The VCs try not to commit the securities fraud themselves. Their business model here is to incentivise it.
Cashing out from a startup can take years — but dumping a minor altcoin DAO governance token on retail can be completed in just a few months."
And:
"So the other part of the business is to put so many of these schemes into play that the SEC can’t keep up. There’s a reason why SEC chair Gary Gensler is asking for new regulation.
...
This is a fabulous hack on SEC rules, which protect investors against issuers. In the DeFi, DAO and NFT space, the investors drive scam offerings — and the issuers are the disposable suckers, lured in by the promise of VC cash.
If the SEC doesn’t step in, the VCs win; if the SEC does step in, the VCs don’t lose."
Gerard links to a wonderful post by Ed Zitron, Crypto, Web3, And The Big Nothing that is a much longer piece on the same theme:
"it’s just a system through which venture capital can quickly see ridiculous returns while promising (and letting down!) those who are simply buying a token because they believe it’ll be worth more because of its presence on Coinbase."
Fais Khan is on a roll with his must-read The Unstoppable Grift: How Coinbase and Binance Helped Turned Web3 into Venture3:
"That’s one reason all these exchanges have started VCs - they want to fund the “ecosystem” so that there are more coins to trade. Now we have another race to the bottom - to get into the most crypto rounds as early as possible.
They’re collectively shoveling what will probably amount to $10B this year into the crypto startup market - enough for 300 $30m Series A’s. Honestly, I had to laugh writing that. Like a poor French goose, whatever half-decent startups might be out there in crypto land are probably being hounded by hungry investors, while the market gets drowned in a flood of new coins.
With hundreds of millions in liquidity available less than one year from investment, that creates a snowball effect. Trading revenues turn into VC rounds that turn into more trading revenues. How else has a16z gone from a $300M fund to $2.5B to $4.5B in less than four years? If these VCs are serious about the “web3” ethos of full transparency, they should be doing far more to disclose their holdings.
Brian Armstrong says Coinbase wants to be the Amazon of assets, which I guess would make him the Jeff Bezos. But to me these exchanges are more like Travis Kalanick at Uber - racing ahead of regulators, hoping to make enough money to pay whatever fines will inevitably come their way.

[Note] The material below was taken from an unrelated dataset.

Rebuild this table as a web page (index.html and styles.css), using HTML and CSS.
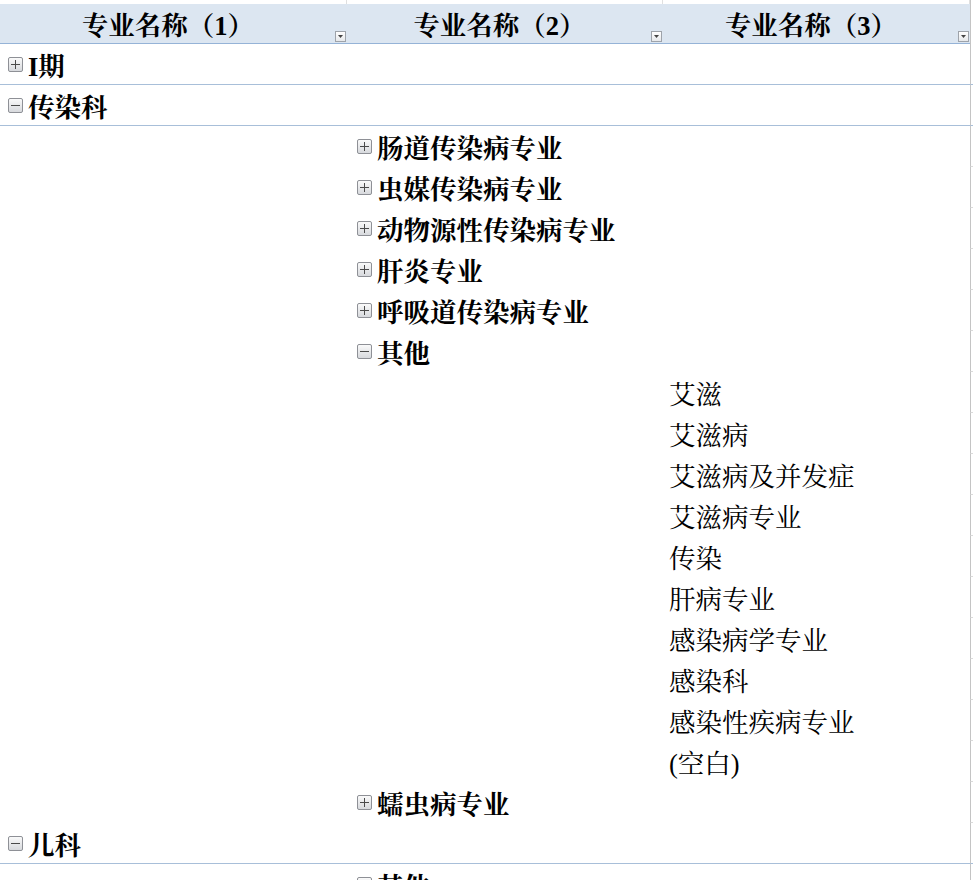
FILE: index.html
```html
<!DOCTYPE html>
<html lang="zh-CN">
<head>
<meta charset="utf-8">
<title>专业名称透视表</title>
<link rel="stylesheet" href="styles.css">
</head>
<body>
<div class="sheet">
  <div class="row strip"><div class="c"></div><div class="c"></div><div class="c"></div><div class="edge"></div></div>

  <div class="row head">
    <div class="c h"><span class="ht">专业名称（1）</span><span class="dd"><svg width="5" height="3" viewBox="0 0 5 3"><path d="M0 0h5L2.5 3z" fill="#444"/></svg></span></div>
    <div class="c h"><span class="ht">专业名称（2）</span><span class="dd"><svg width="5" height="3" viewBox="0 0 5 3"><path d="M0 0h5L2.5 3z" fill="#444"/></svg></span></div>
    <div class="c h"><span class="ht">专业名称（3）</span><span class="dd"><svg width="5" height="3" viewBox="0 0 5 3"><path d="M0 0h5L2.5 3z" fill="#444"/></svg></span></div>
    <div class="edge"></div>
  </div>

  <div class="row l1">
    <div class="c lv1"><svg class="tog" viewBox="0 0 15 15"><use href="#plus"/></svg><span>I期</span></div>
    <div class="c"></div><div class="c"></div><div class="edge"></div>
  </div>
  <div class="row l1">
    <div class="c lv1"><svg class="tog" viewBox="0 0 15 15"><use href="#minus"/></svg><span>传染科</span></div>
    <div class="c"></div><div class="c"></div><div class="edge"></div>
  </div>

  <div class="row"><div class="c"></div><div class="c lv2"><svg class="tog" viewBox="0 0 15 15"><use href="#plus"/></svg><span>肠道传染病专业</span></div><div class="c"></div><div class="edge"></div></div>
  <div class="row"><div class="c"></div><div class="c lv2"><svg class="tog" viewBox="0 0 15 15"><use href="#plus"/></svg><span>虫媒传染病专业</span></div><div class="c"></div><div class="edge"></div></div>
  <div class="row"><div class="c"></div><div class="c lv2"><svg class="tog" viewBox="0 0 15 15"><use href="#plus"/></svg><span>动物源性传染病专业</span></div><div class="c"></div><div class="edge"></div></div>
  <div class="row"><div class="c"></div><div class="c lv2"><svg class="tog" viewBox="0 0 15 15"><use href="#plus"/></svg><span>肝炎专业</span></div><div class="c"></div><div class="edge"></div></div>
  <div class="row"><div class="c"></div><div class="c lv2"><svg class="tog" viewBox="0 0 15 15"><use href="#plus"/></svg><span>呼吸道传染病专业</span></div><div class="c"></div><div class="edge"></div></div>
  <div class="row"><div class="c"></div><div class="c lv2"><svg class="tog" viewBox="0 0 15 15"><use href="#minus"/></svg><span>其他</span></div><div class="c"></div><div class="edge"></div></div>

  <div class="row"><div class="c"></div><div class="c"></div><div class="c lv3">艾滋</div><div class="edge"></div></div>
  <div class="row"><div class="c"></div><div class="c"></div><div class="c lv3">艾滋病</div><div class="edge"></div></div>
  <div class="row"><div class="c"></div><div class="c"></div><div class="c lv3">艾滋病及并发症</div><div class="edge"></div></div>
  <div class="row"><div class="c"></div><div class="c"></div><div class="c lv3">艾滋病专业</div><div class="edge"></div></div>
  <div class="row"><div class="c"></div><div class="c"></div><div class="c lv3">传染</div><div class="edge"></div></div>
  <div class="row"><div class="c"></div><div class="c"></div><div class="c lv3">肝病专业</div><div class="edge"></div></div>
  <div class="row"><div class="c"></div><div class="c"></div><div class="c lv3">感染病学专业</div><div class="edge"></div></div>
  <div class="row"><div class="c"></div><div class="c"></div><div class="c lv3">感染科</div><div class="edge"></div></div>
  <div class="row"><div class="c"></div><div class="c"></div><div class="c lv3">感染性疾病专业</div><div class="edge"></div></div>
  <div class="row"><div class="c"></div><div class="c"></div><div class="c lv3">(空白)</div><div class="edge"></div></div>

  <div class="row"><div class="c"></div><div class="c lv2"><svg class="tog" viewBox="0 0 15 15"><use href="#plus"/></svg><span>蠕虫病专业</span></div><div class="c"></div><div class="edge"></div></div>

  <div class="row l1">
    <div class="c lv1"><svg class="tog" viewBox="0 0 15 15"><use href="#minus"/></svg><span>儿科</span></div>
    <div class="c"></div><div class="c"></div><div class="edge"></div>
  </div>
  <div class="row"><div class="c"></div><div class="c lv2"><svg class="tog" viewBox="0 0 15 15"><use href="#minus"/></svg><span>其他</span></div><div class="c"></div><div class="edge"></div></div>
</div>

<svg class="defs" width="0" height="0" aria-hidden="true">
  <defs>
    <linearGradient id="tg" x1="0" y1="0" x2="0" y2="1">
      <stop offset="0" stop-color="#fbfbfb"/>
      <stop offset="1" stop-color="#d6d8dc"/>
    </linearGradient>
    <g id="plus">
      <rect x="0.5" y="0.5" width="14" height="14" rx="1.5" fill="url(#tg)" stroke="#8e9096"/>
      <path d="M3 7.5h9M7.5 3v9" stroke="#4a4a4a" stroke-width="1"/>
    </g>
    <g id="minus">
      <rect x="0.5" y="0.5" width="14" height="14" rx="1.5" fill="url(#tg)" stroke="#8e9096"/>
      <path d="M3 7.5h9" stroke="#4a4a4a" stroke-width="1"/>
    </g>
  </defs>
</svg>
</body>
</html>
```

FILE: styles.css
```css
html, body {
  margin: 0;
  padding: 0;
  background: #ffffff;
}

body {
  font-family: "Liberation Serif", "Noto Serif CJK SC", "Noto Sans CJK SC", serif;
  color: #000000;
  overflow: hidden;
}

.sheet {
  width: 973px;
}

.row {
  display: grid;
  grid-template-columns: 347px 316px 307px 3px;
  height: 41px;
  box-sizing: border-box;
}

.c {
  display: flex;
  align-items: center;
  box-sizing: border-box;
  min-width: 0;
  white-space: nowrap;
}

.edge {
  border-left: 1px solid #c4c4c4;
  border-bottom: 1px solid #dadada;
  box-sizing: border-box;
}

.strip {
  height: 4px;
}

.strip .c {
  border-right: 1px solid #e0e0e0;
}

.strip .edge {
  border-bottom: none;
}

.head {
  height: 40px;
}

.head .edge {
  border-bottom: none;
}

.h {
  position: relative;
  justify-content: center;
  padding-right: 11px;
  background: #dce6f1;
  border-bottom: 1px solid #95b3d7;
  font-size: 26.5px;
  font-weight: bold;
}

.dd {
  position: absolute;
  right: 1px;
  bottom: 1px;
  width: 11px;
  height: 11px;
  box-sizing: border-box;
  border: 1px solid #9ea3aa;
  background: linear-gradient(#ffffff, #e6e8eb);
  display: flex;
  align-items: center;
  justify-content: center;
}

.dd svg {
  display: block;
}

.l1 .c {
  border-bottom: 1px solid #a8bfd9;
}

.l1 .edge {
  border-bottom: 1px solid #a8bfd9;
}

.lv1,
.lv2 {
  font-size: 26.5px;
  font-weight: bold;
  gap: 5px;
}

.lv1 {
  padding-left: 8px;
}

.lv2 {
  padding-left: 10px;
}

.lv3 {
  font-size: 26.5px;
  font-weight: normal;
  padding-left: 6px;
}

.tog {
  width: 15px;
  height: 15px;
  flex: none;
  display: block;
}

.defs {
  position: absolute;
  width: 0;
  height: 0;
  overflow: hidden;
}
```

Frankly, I wouldn’t call investing and then exiting low quality projects within a year by selling to retail “VC” at all - it’s GC, Grift Capitalism, with insiders and exchanges as judge and jury. And I doubt anything will stop it until someone is in handcuffs."
Allyson Versprille and Lydia Beyoud's Coinbase Faces SEC Probe on Crypto Listings; Shares Tumble reports that:
"Coinbase Global Inc. is facing a US probe into whether it improperly let Americans trade digital assets that should have been registered as securities, according to three people familiar with the matter. The company’s shares dropped 21%.
The US Securities and Exchange Commission’s scrutiny of Coinbase has increased since the platform expanded the number of tokens in which it offers trading, said two of the people, who asked not to be named because the inquiry hasn’t been disclosed publicly."